/---

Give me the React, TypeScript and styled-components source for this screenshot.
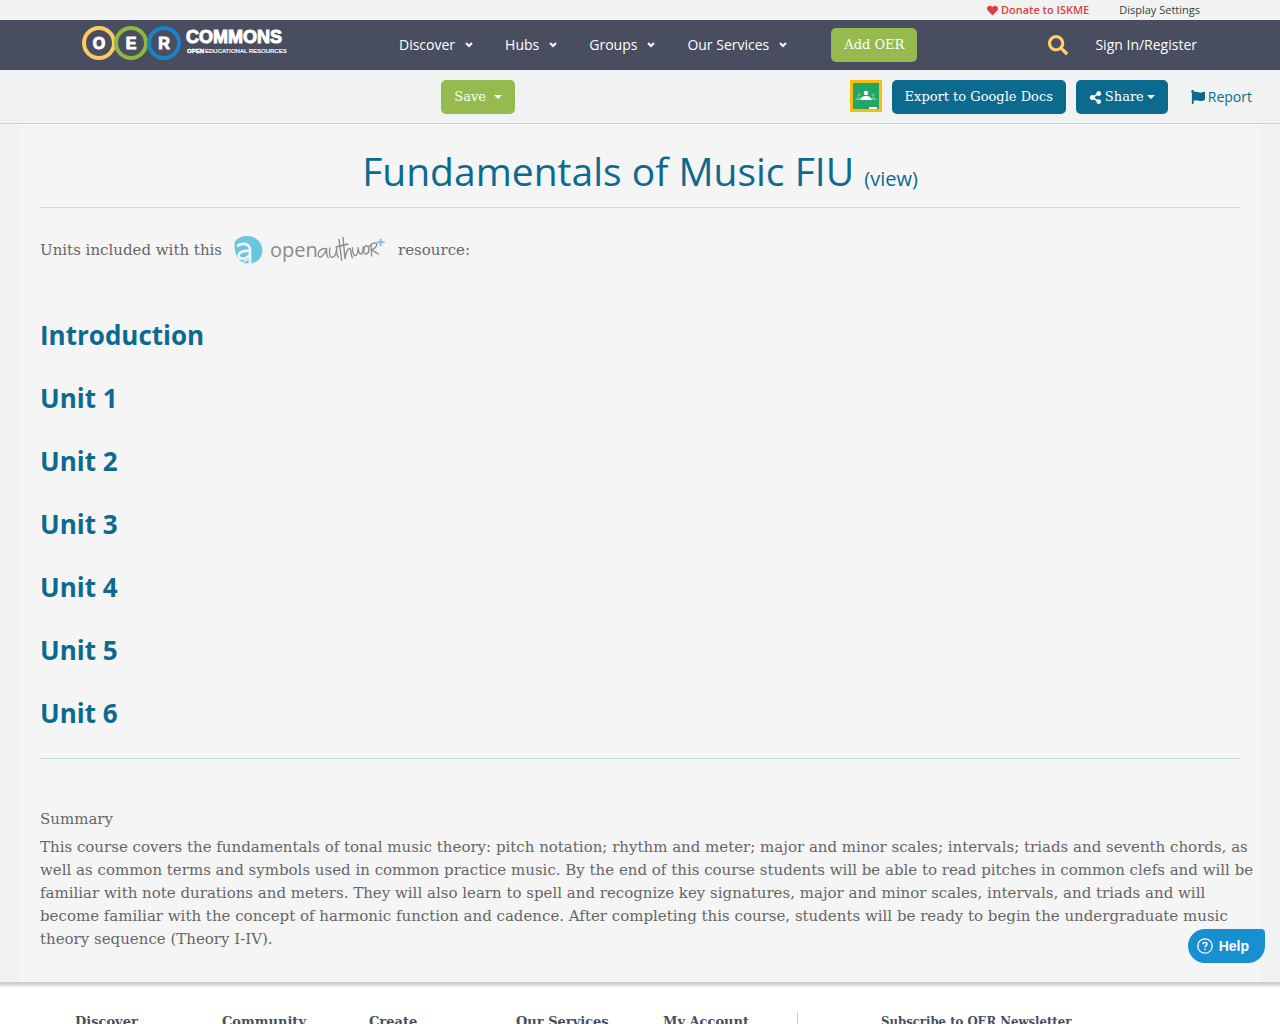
import React from 'react';
import styled, { createGlobalStyle } from 'styled-components';
import { FaHeart, FaShareAlt, FaFlag, FaSearch } from 'react-icons/fa';

const sans = '"Open Sans", "Noto Sans", sans-serif';
const slab = '"DejaVu Serif", serif';
const slabNarrow = '"DejaVu Serif Condensed", "DejaVu Serif", serif';
const blue = '#0c6a8f';
const green = '#95bb4e';
const navy = '#484e60';

const GlobalStyle = createGlobalStyle`
  * { box-sizing: border-box; }
  body { margin: 0; background: #fff; color: #666; font-family: ${slab}; font-size: 15px; line-height: 23px; }
  a { text-decoration: none; color: inherit; }
  button { cursor: pointer; }
  svg { flex: none; }
`;

const Page = styled.div`
  background: #f0f3f2;
`;

const UtilityBar = styled.div`
  display: flex;
  justify-content: flex-end;
  gap: 30px;
  height: 20px;
  padding: 0 80px;
  font: 11px/20px ${sans};
  color: #3c3c3c;
`;

const DonateLink = styled.a`
  display: flex;
  align-items: center;
  gap: 3px;
  font-weight: 600;
  color: #db4040;
`;

const Header = styled.header`
  display: flex;
  align-items: center;
  height: 50px;
  padding: 0 83px 0 82px;
  background: ${navy};
  color: #fff;
  font: 14px/20px ${sans};
  white-space: nowrap;
`;

const Nav = styled.nav`
  display: flex;
  align-items: center;
  gap: 32px;
  margin-left: 109px;
`;

const NavLink = styled.a`
  display: flex;
  align-items: center;
  gap: 10px;
`;

const Button = styled.button<{ $color: string }>`
  display: inline-flex;
  align-items: center;
  justify-content: center;
  gap: 3px;
  height: 34px;
  padding: 0 13px;
  border: 0;
  border-radius: 5px;
  background: ${(p) => p.$color};
  color: #fff;
  font: 13px/20px ${slab};
  white-space: nowrap;
`;

const AddButton = styled(Button)`
  margin-left: 44px;
`;

const Account = styled.div`
  display: flex;
  align-items: center;
  gap: 27px;
  margin-left: auto;
`;

const IconButton = styled.button`
  display: flex;
  padding: 0;
  border: 0;
  background: none;
  color: #ffd069;
`;

const Toolbar = styled.div`
  display: grid;
  grid-template-columns: 515fr 765fr;
  height: 54px;
  padding-top: 10px;
  border-bottom: 1px solid #cdd2d1;
`;

const ToolGroup = styled.div`
  display: flex;
  justify-content: flex-end;
  gap: 10px;
`;

const RightTools = styled(ToolGroup)`
  padding-right: 28px;
`;

const SaveButton = styled(Button)`
  gap: 8px;
`;

const ReportLink = styled.a`
  display: flex;
  align-items: center;
  gap: 3px;
  height: 34px;
  margin-left: 13px;
  color: ${blue};
  font: 14px/20px ${sans};
`;

const Main = styled.main`
  margin: 0 20px;
  padding: 17px 20px 31px;
  background: #f5f5f5;
`;

const Title = styled.h1`
  margin: 0;
  padding-bottom: 6px;
  border-bottom: 1px solid #c5dadd;
  color: ${blue};
  font: 400 39px/60px ${sans};
  text-align: center;

  small { font-size: 20px; line-height: 20px; }
`;

const Included = styled.p`
  display: flex;
  align-items: center;
  gap: 12px;
  height: 32px;
  margin: 26px 0 53px;
`;

const Units = styled.ul`
  margin: 0;
  padding: 0 0 28px;
  list-style: none;
  border-bottom: 1px solid #bfdbe3;
`;

const Unit = styled.li`
  color: ${blue};
  font: 700 26px/33px ${sans};

  & + & { margin-top: 30px; }
`;

const SummaryTitle = styled.h2`
  margin: 49px 0 5px;
  font: 400 15px/23px ${slab};
`;

const SummaryText = styled.p`
  margin: 0 -15px 0 0;
`;

const Footer = styled.footer`
  display: flex;
  padding: 29px 75px 0;
  background: linear-gradient(#ccc, #fff 5px);
  border-top: 1px solid #ccc;
  color: ${navy};
`;

const FooterLinks = styled.div`
  display: grid;
  grid-template-columns: repeat(4, 147px) 1fr;
  flex: 0 0 723px;
  border-right: 1px solid #ccc;
`;

const FooterTitle = styled.h3<{ $narrow?: boolean }>`
  margin: 0;
  font: 700 13px/20px ${(p) => (p.$narrow ? slabNarrow : slab)};
  white-space: nowrap;
`;

const Newsletter = styled.div`
  margin-left: 83px;
`;

const HelpButton = styled.button`
  position: fixed;
  right: 15px;
  bottom: 61px;
  display: flex;
  align-items: center;
  gap: 6px;
  height: 34px;
  padding: 0 16px 0 9px;
  border: 0;
  border-radius: 17px 4px 17px 17px;
  background: #188fd1;
  color: #fff;
  font: 700 14px/20px "Liberation Sans", Arial, sans-serif;
`;

const Chevron = () => (
  <svg width="8" height="6" viewBox="0 0 8 6" fill="none" stroke="currentColor" strokeWidth="2">
    <path d="M1 1l3 3 3-3" />
  </svg>
);

const Caret = () => (
  <svg width="8" height="4" viewBox="0 0 8 4" fill="currentColor">
    <path d="M0 0h8L4 4z" />
  </svg>
);

const rings = [
  { letter: 'O', x: 17, color: '#fdca62' },
  { letter: 'E', x: 49, color: '#8fb63e' },
  { letter: 'R', x: 82, color: '#1c83c9' },
];

const SiteLogo = () => (
  <svg width="208" height="38" viewBox="0 0 208 38" fontFamily="Liberation Sans, Arial, sans-serif" fontWeight="700" fill="#fff" role="img" aria-label="OER Commons">
    {rings.map((r) => (
      <g key={r.letter}>
        <circle cx={r.x} cy="17" r="15" fill={navy} stroke={r.color} strokeWidth="4" />
        <text x={r.x} y="23" textAnchor="middle" fontSize="16" stroke="#fff" strokeWidth="1">{r.letter}</text>
      </g>
    ))}
    <text x="104" y="17" fontSize="18" stroke="#fff" strokeWidth="1">COMMONS</text>
    <text x="105" y="27" fontSize="6" stroke="#fff" strokeWidth="0.4">OPEN</text>
    <text x="123" y="27" fontSize="6" fontWeight="400" stroke="#fff" strokeWidth="0.2">EDUCATIONAL RESOURCES</text>
  </svg>
);

const OpenAuthorLogo = () => (
  <svg width="152" height="30" viewBox="38 30 456 90" role="img" aria-label="Open Author">
    <path d="M40 50Q54 33 78 33C104 33 123 52 123 76C123 96 112 109 94 115H70C48 107 37 82 40 50Z" fill="#68c6de" />
    <g fill="none" stroke="#f5f5f5" strokeWidth="8">
      <path d="M47 63Q66 52 79 60Q86 65 86 76V116" />
      <path d="M84 78C62 76 50 84 52 93C54 105 76 103 84 91" />
      <path d="M66 112Q72 106 82 104" strokeWidth="4" />
    </g>
    <text x="146" y="97" fontFamily={sans} fontSize="60" fill="#8b8b8b">open</text>
    <g fill="none" stroke="#8b8b8b" strokeWidth="4" strokeLinecap="round" strokeLinejoin="round">
      <path d="M315 71C298 68 288 81 291 92C295 103 310 90 316 72C315 84 317 94 321 98" />
      <path d="M326 69C323 86 325 98 333 97C342 96 345 82 346 69C345 82 347 92 351 97" />
      <path d="M353 43L361 106M344 66Q362 61 380 57" />
      <path d="M365 37L371 101C374 80 381 68 386 71C392 77 387 94 394 98" />
      <path d="M393 68C393 84 398 95 404 91C410 86 411 77 410 68C412 82 416 91 421 86C425 81 426 73 426 65" />
      <path d="M433 62C424 72 426 89 435 87C446 83 445 61 433 62" />
      <path d="M449 60L451 93M443 64C450 54 466 50 466 58C466 66 457 72 452 74Q460 81 472 87" />
    </g>
    <path d="M478 41V63M467 52H490" stroke="#70cce2" strokeWidth="6" />
  </svg>
);

const ClassroomIcon = () => (
  <svg width="32" height="32" viewBox="0 0 32 32" role="img" aria-label="Google Classroom">
    <path fill="#fbbc12" d="M0 0h32v32H0z" />
    <path fill="#23a566" d="M3 3h26v26H3z" />
    <g fill="#6bc39a">
      <circle cx="9" cy="15" r="1.5" />
      <circle cx="23" cy="15" r="1.5" />
      <path d="M5 20q1-3 5-3v3zM27 20q-1-3-5-3v3z" />
    </g>
    <circle cx="16" cy="13" r="2.3" fill="#fff" />
    <path fill="#fff" d="M10 20q1-4 6-4t6 4zM19 27h8v2h-8z" />
  </svg>
);

const HelpIcon = () => (
  <svg width="16" height="16" viewBox="0 0 16 16" fill="none" stroke="currentColor">
    <circle cx="8" cy="8" r="7.2" strokeWidth="1.3" />
    <path d="M6 6.3C6 4 10 4 10 6.2C10 7.6 8 7.6 8 9.3M8 10.8v1.4" strokeWidth="1.5" />
  </svg>
);

const navItems = ['Discover', 'Hubs', 'Groups', 'Our Services'];
const units = ['Introduction', 'Unit 1', 'Unit 2', 'Unit 3', 'Unit 4', 'Unit 5', 'Unit 6'];
const footerItems = ['Discover', 'Community', 'Create', 'Our Services', 'My Account'];

export default function App() {
  return (
    <Page>
      <GlobalStyle />
      <UtilityBar>
        <DonateLink href="#donate"><FaHeart size={11} />Donate to ISKME</DonateLink>
        <a href="#display">Display Settings</a>
      </UtilityBar>
      <Header>
        <SiteLogo />
        <Nav>
          {navItems.map((item) => (
            <NavLink href="#menu" key={item}>{item}<Chevron /></NavLink>
          ))}
        </Nav>
        <AddButton $color={green}>Add OER</AddButton>
        <Account>
          <IconButton aria-label="Search"><FaSearch size={20} /></IconButton>
          <a href="#signin">Sign In/Register</a>
        </Account>
      </Header>
      <Toolbar>
        <ToolGroup>
          <SaveButton $color={green}>Save<Caret /></SaveButton>
        </ToolGroup>
        <RightTools>
          <a href="#classroom"><ClassroomIcon /></a>
          <Button $color={blue}>Export to Google Docs</Button>
          <Button $color={blue}><FaShareAlt size={13} />Share<Caret /></Button>
          <ReportLink href="#report"><FaFlag size={14} />Report</ReportLink>
        </RightTools>
      </Toolbar>
      <Main>
        <Title><a href="#resource">Fundamentals of Music FIU <small>(view)</small></a></Title>
        <Included>
          <span>Units included with this</span>
          <OpenAuthorLogo />
          <span>resource:</span>
        </Included>
        <Units>
          {units.map((unit) => (
            <Unit key={unit}><a href="#unit">{unit}</a></Unit>
          ))}
        </Units>
        <SummaryTitle>Summary</SummaryTitle>
        <SummaryText>
          This course covers the fundamentals of tonal music theory: pitch notation; rhythm and meter; major and minor scales; intervals; triads and seventh chords, as well as common terms and symbols used in common practice music. By the end of this course students will be able to read pitches in common clefs and will be familiar with note durations and meters. They will also learn to spell and recognize key signatures, major and minor scales, intervals, and triads and will become familiar with the concept of harmonic function and cadence. After completing this course, students will be ready to begin the undergraduate music theory sequence (Theory I-IV).
        </SummaryText>
      </Main>
      <Footer>
        <FooterLinks>
          {footerItems.map((item) => (
            <FooterTitle key={item}>{item}</FooterTitle>
          ))}
        </FooterLinks>
        <Newsletter>
          <FooterTitle $narrow>Subscribe to OER Newsletter</FooterTitle>
        </Newsletter>
      </Footer>
      <HelpButton><HelpIcon />Help</HelpButton>
    </Page>
  );
}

\---

▸ **Task to complete**: Only a number is wanted: how many lines of the data above contain "this"?

▸ **Result of the exercise**: 3